2019 veya öncesinde yapılacak seçimlerde TBMM’yi oluşturacak milletvekillerinin tek tek cesaret, liyakat ve özgür insanlardan ve sadece milletine karşı sorumlu vatanseverlerden olmasını sağlamak mecburiyetimiz vardır. Bunun ‘platformunun’ yolu muhakkak bulunmalıdır. Ülke için var olduğuna inanan partiler de ‘partiler kanununun’ gölgesinden sıyrılarak böyle bir platformun parçası olmalıdırlar. Bu konuda düşünmeye, kafa yormaya devam etmeliyiz. Bence ilk yapmamız gereken Cumhurbaşkanlığı seçimi ile TBMM seçimlerini bir birinden ayrı düşünmeli ve 2019 seçimlerinin odağına sadece Cumhurbaşkanlığını koyarak yapılan seçim tahmin ve stratejilerinden vazgeçmeliyiz.

CYS’nin başarısı ve bir denge denetim sistemine kavuşması ancak Cumhurbaşkanının emir ve komutasına teslim olmayacak; doğruya doğru ve yanlışa yanlış diyecek yetkin, milletini, namusuna güvendiği cesur vekillerden teşkil edilen bir TBMM ile ancak mümkün olabilecektir... 1920 ve 1923 TBMM’si Anadolu’nun dört bir tarafından, güvenilir, dürüst ve ‘şahsiyetleri’, ilimi ile liyakatinden oluşan vatansever, fedakâr temsilcilerden oluşmuştu. Hem bir savaş kazandılar hem de yepyeni bir ‘devlet’ kurdular. Bu ‘Meclis’ öyle bir şahsiyet ve irade sahibi Meclis’tir ki, Yunan ordusu Polatlı önlerine dayandığı halde ‘yetkisini’, ‘tek başına’ Atatürk’e devretmemek için direnmiştir. Uzun, yorucu ve gergin tartışmalardan sonra sadece üç ay için, geçici süre ve sadece bir defaya mahsus olmak üzere Atatürk’e, ‘Meclis’i tek başına temsil yetkisini devretmiştir. Bu yetki devri ile Atatürk, milletin ve devletin adına ‘tek başına’ karar alan ‘Başkan’ olmuştur. Sakarya Meydan Muharebesi kazanıldıktan sonra bu yetki tekrar Meclis’e yani ‘Milleti temsil yetkisi’ yeniden TBMM’nin uhdesine geçmiştir.

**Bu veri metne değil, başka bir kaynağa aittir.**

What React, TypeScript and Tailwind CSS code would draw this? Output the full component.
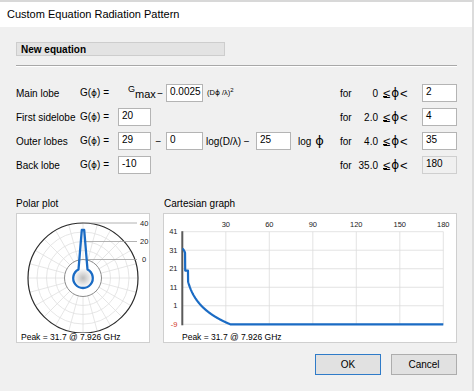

İşte 2019 Meclis’inin de bir an sadece seçilecek başkanın kendi seçip, atadığı partisinin vekillerinden olduğunun düşünün. Ayrıca seçimle kendi seçtiğinizi sandığınız vekillerin, parti başbakanları tarafından ‘biat’ esasına göre listelere alındığını hatırlayın. Bu usul ve şekil altında yeni seçilecek Meclis’i kim seçmiş oluyor? Millet mi? Birkaç tane parti başkanı mı? Böyle teşkil edilen Meclis, 1920-1923 Meclis’inin şahsiyetine ve karakterine sahip olabilir mi? Ve böyle bir Meclis bir ‘savaş kazanacak’ ve bir ‘devi’ uyandıracak güç, şahsiyet ve liyakata sahip olabilir mi?

Ne demiştik; bu ‘savaş uzun’ sürecek!.. Ve Türk milleti bu savaşı muhakkak Allah’ın izniyle kazanacak!..

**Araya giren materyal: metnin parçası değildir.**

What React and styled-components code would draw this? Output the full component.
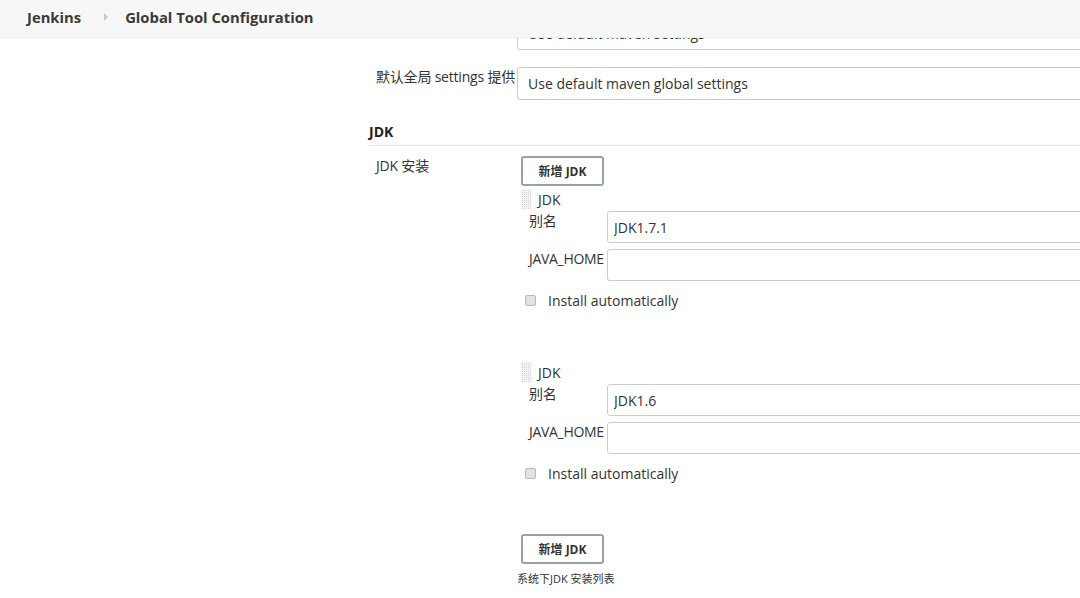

Nasıl ve ne zaman? Yürütme, Türkiye Büyük Millet Meclisi ve devlet bürokrasisi; Türk milletinin ‘cephede’ savaşırken, gücünü ve kararlılığını oluşturan  ‘fikir, inanç ve değerlerini’  yüzde yüz temsil eder konuma geldiği zaman.

İşte bu yüzden 2019 seçimleri bir zaman kaybına sebep olmamalıdır. Yeni CYS sistemi, köhnemiş, çürümüş,  milletti bıktırmış ve demokrasiye inancını kaybettirmiş, eski ‘parlamenter’ sistemin, oligarşik ‘partiler kanununun’ gölgesinde seçilerek ‘ilk düğme’ yanlış iliklenmemelidir. Ortaya sadece ‘tasdik’ makamı olan ve  ‘ıstampa’ konumunda bir ‘Meclis’ çıkmamalıdır.

Seçim yaklaştıkça milletimiz birçok şeyi daha net görecek ve TBMM, benim irademin temsil makamıdır, onu ben ‘aracısız’, ‘komisyoncusuz’ direk kendim seçmeliyim, diyecektir inşallah.